Bu iki adayın yanısıra Alper Köleoğlu da başkan adaylığını açıklayan üçüncü isimdi.
Dün akşam saatlerinde de Mücahit Gündoğdu da adaylığını açıklayınca, aday sayısı dörde yükseldi. Ancak Mücahit Gündoğdu’nun ne kendisi ne de adaylık görselleri bugün salonda bulunmuyordu.
Bugün Nazım Hikmet Kültür Merkezi’nde yapılan seçimlerde, salonun dışı adayların görselleri ve adaylar adına çalışan genç avukatlar ile doluydu. Gelen her avukatı salona giden yolun başında karşılayıp etkilemeye çalışıyorlardı. Her taraf, her üç adayın da görseli, el ilanı ile kaplanmış durumdaydı.
Avukatlar da kendi aralarında hararetli şekilde seçimi, adayları ve baroyu konuşuyorlardı.
Baronun önemli ağır topları da gerek fuayede gerek salon dışında kulis çalışmalarını yoğun bir şekilde devam ettiriyorlardı.
Seçimi kimin kazanacağına ilişkin gözlemlere gelirsek;
Ali Çağdaş Bozaner ekibi, salonun bahçesinde daha organize ve daha dinamik bir fotoğraf çiziyor ve algıyı kendi yönlerine çevirmek için emek harcıyorlardı. Cenk Soyer ekibi ise daha sakin bir fotoğraf vermekle birlikte, baro siyasetindeki deneyimlerini işe koşmuş durumdaydılar. Çünkü Ali Çağdaş Bozaner ekibi, ağırlıkla gençlerden oluşan bir kimliğe sahip. Hatta, öğlen saatlerine kadar “sonucu gençler belirleyecek” şeklinde bir hava vardı. Öğleden sonra oy kullanmaya gelenlerin istikrarlı bir şekilde artması ve katılımın yükselmesi, bu havayı bir nebze değiştirdi. Daha orta yaşlı ve deneyimli avukatlar gelmeye başladıkça özellikle bahçedeki kulislerin havası da değişmeye başladı. Avukatların ağırlıklı bir kesimi seçimin Ali Çağdaş Bozaner ile Cenk Soyer arasında geçeceğini düşünürken, az da olsa, Alper Köleoğlu’nun yarışı ikinci sırada bitirebileceğini ifade eden de bulunuyordu. Ancak yarışı kimin göğüsleyeceği konusunda her iki adayın kemik kadroları dışında, net bir fikir birliği sağlanmamıştı. Kulis ve bahçedeki fotoğraf da, açıkçası, kimin kazanacağını belli eden bir netlikte değildi.

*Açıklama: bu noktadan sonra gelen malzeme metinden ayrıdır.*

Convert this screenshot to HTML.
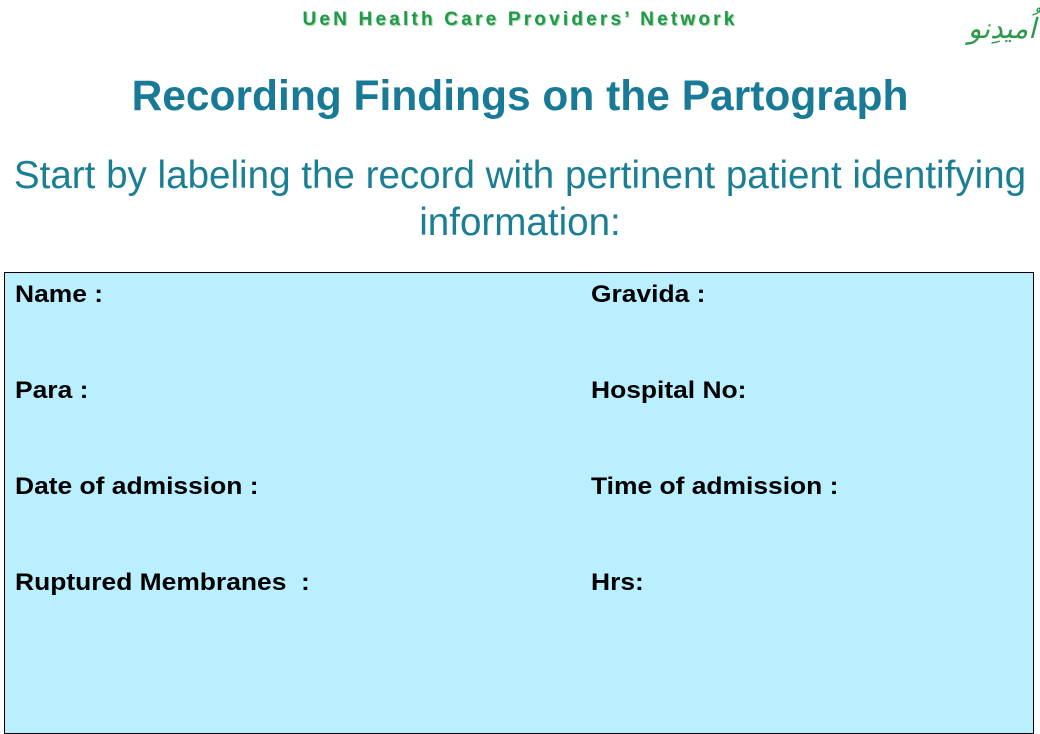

Nazım Hikmet Kültür Merkezi’nin bahçesinde sadece adayların kulisleri yoktu. Aynı zamanda Çağdak Hukukçular Derneği (ÇHD) ve Özgür Hukukçular Derneği (ÖHD) de masa kurarak avukatlara ulaşmaya çalışan meslek dernekleriydi. Burada şu notu düşmekte fayda var. Her iki dernek de, seçimlere ilişkin tavır belirlememiş, üyelerini serbest bırakmışlardı. 
Bu seçim ve yarış sonucuna ilişkin gözlemler.

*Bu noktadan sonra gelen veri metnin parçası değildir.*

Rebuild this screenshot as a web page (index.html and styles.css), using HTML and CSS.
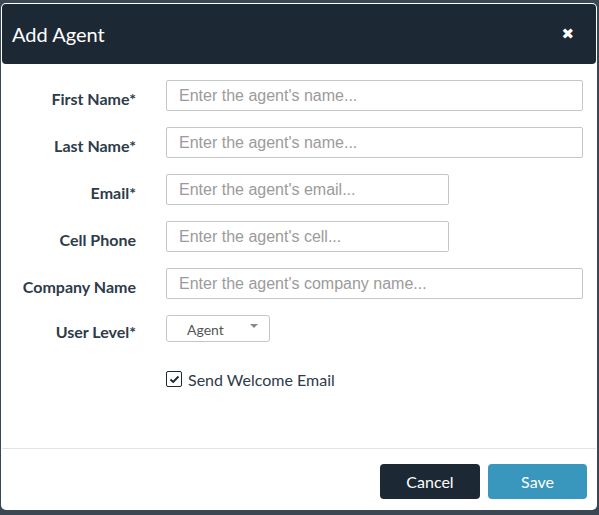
FILE: index.html
```html
<!DOCTYPE html>
<html>
<head>
<meta charset="utf-8">
<link rel="stylesheet" href="styles.css">
</head>
<body>
<div class="modal">
  <div class="modal-header">
    <h1 class="title">Add Agent</h1>
    <span class="close">✖</span>
  </div>
  <form class="form">
    <label class="label">First Name*</label>
    <input class="input wide" placeholder="Enter the agent's name...">
    <label class="label">Last Name*</label>
    <input class="input wide" placeholder="Enter the agent's name...">
    <label class="label">Email*</label>
    <input class="input mid" placeholder="Enter the agent's email...">
    <label class="label">Cell Phone</label>
    <input class="input mid" placeholder="Enter the agent's cell...">
    <label class="label">Company Name</label>
    <input class="input wide" placeholder="Enter the agent's company name...">
    <label class="label lvl">User Level*</label>
    <div class="select"><span>Agent</span><span class="caret"></span></div>
    <span></span>
    <div class="check-row">
      <span class="checkbox"><svg width="11" height="9" viewBox="0 0 11 9"><path d="M1.5 4.5 L4.2 7 L9.5 1.5" fill="none" stroke="#1c2833" stroke-width="1.9"/></svg></span>
      <span class="check-text">Send Welcome Email</span>
    </div>
  </form>
  <div class="footer">
    <button class="btn cancel" type="button">Cancel</button>
    <button class="btn save" type="button">Save</button>
  </div>
</div>
</body>
</html>
```
FILE: styles.css
```css
html, body {
  margin: 0;
  padding: 0;
  background: #3b4853;
  height: 515px;
  overflow: hidden;
}
.modal {
  margin: 3px 2px 0 1px;
  height: 507px;
  background: #fff;
  border-radius: 5px;
  box-sizing: border-box;
  padding: 1px;
  display: flex;
  flex-direction: column;
  font-family: Lato, "Liberation Sans", sans-serif;
}
.modal-header {
  height: 60px;
  flex: none;
  background: #1c2833;
  border-radius: 4px;
  display: flex;
  align-items: center;
  justify-content: space-between;
  padding: 0 22px 0 10px;
}
.title {
  margin: 0;
  color: #fff;
  font-size: 20px;
  font-weight: 400;
}
.close {
  color: #fff;
  font-size: 15px;
  font-family: "DejaVu Sans", sans-serif;
}
.form {
  display: grid;
  grid-template-columns: 134px auto;
  column-gap: 30px;
  row-gap: 16px;
  align-items: center;
  align-content: start;
  justify-items: start;
  padding: 16px 0 0 0;
  margin: 0;
}
.label {
  justify-self: end;
  padding-top: 5px;
  color: #2d3b4a;
  font-size: 16px;
  font-weight: 700;
}
.input {
  height: 31px;
  box-sizing: border-box;
  border: 1px solid #c4c6c8;
  border-radius: 2px;
  padding: 0 12px;
  font-family: "Liberation Sans", Arial, sans-serif;
  font-size: 16px;
  color: #333;
  outline: none;
}
.input::placeholder { color: #9b9b9b; }
.wide { width: 417px; }
.mid { width: 283px; }
.select {
  width: 104px;
  height: 27px;
  box-sizing: border-box;
  border: 1px solid #c4c6c8;
  border-radius: 3px;
  display: flex;
  align-items: center;
  justify-content: space-between;
  padding: 2px 11px 0 20px;
  font-size: 14px;
  color: #555;
}
.caret {
  width: 0;
  height: 0;
  border-left: 4px solid transparent;
  border-right: 4px solid transparent;
  border-top: 4px solid #888;
  margin-top: -8px;
}
.check-row {
  display: flex;
  align-items: center;
  gap: 6px;
  height: 16px;
  margin-top: 13px;
}
.checkbox {
  width: 16px;
  height: 16px;
  box-sizing: border-box;
  border: 1.5px solid #1c2833;
  border-radius: 2px;
  display: flex;
  align-items: center;
  justify-content: center;
}
.check-text {
  font-size: 16px;
  color: #2d3b4a;
}
.footer {
  border-top: 1px solid #e3e3e3;
  display: flex;
  justify-content: flex-end;
  gap: 8px;
  padding: 15px 9px 0 0;
  margin-top: 61px;
}
.btn {
  width: 100px;
  height: 35px;
  border: none;
  border-radius: 4px;
  color: #fff;
  font-family: Lato, sans-serif;
  font-size: 16px;
}
.cancel { background: #1c2833; }
.save { background: #3996bc; width: 99px; }
```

Öte yandan, net olan ve bence çok da önemli olan bir durum var.
Hangi aday kazanırsa kazansın, ikili, belki de üçlü bir yönetim yapısı ile çalışmak zorunda kalacak. Çünkü Baro seçimlerinde kurullar, çarşaf liste yöntemi ile seçiliyor. Bütün kurul adayları bir listede yer alıyor, herkes istediğine oy veriyor. Bu nedenle da avukatlar, oy kullanma salonuna girmeden önce, ellerinde üç adayın yönetim kurulu listesi ve bağımsız adaylardan oluşan bir havuzdan, kime oy vereceklerini bir kağıda not alıyor ve sandığa öyle gidiyordu. Ve her avukatın, her üç listeden de en az bir oy vereceği bir avukat bulunuyordu.
Karşımızda, başta CHP olmak üzere bütün siyasi partilere ders olması gereken bir demokrasi uygulaması vardı. Çünkü oy veren avukatlar, kendilerini yönetim kurulunda ifade edebileceğine inandıkları isimleri yazıyor, böylelikle de kendilerini dışarıda kalmış hissetmiyorlardı.
Antalya Barosu’nun Antalya kentine en önemli kazanımı da bu demokrasi dersidir. Avukatların içinde var olan her eğilim kendisini yönetim kademelerinde ifade edebiliyor ve sürece katkısını koyabiliyor.
Dilerim bir gün, siyasi partiler de bu demokratik olgunluğa erişirler.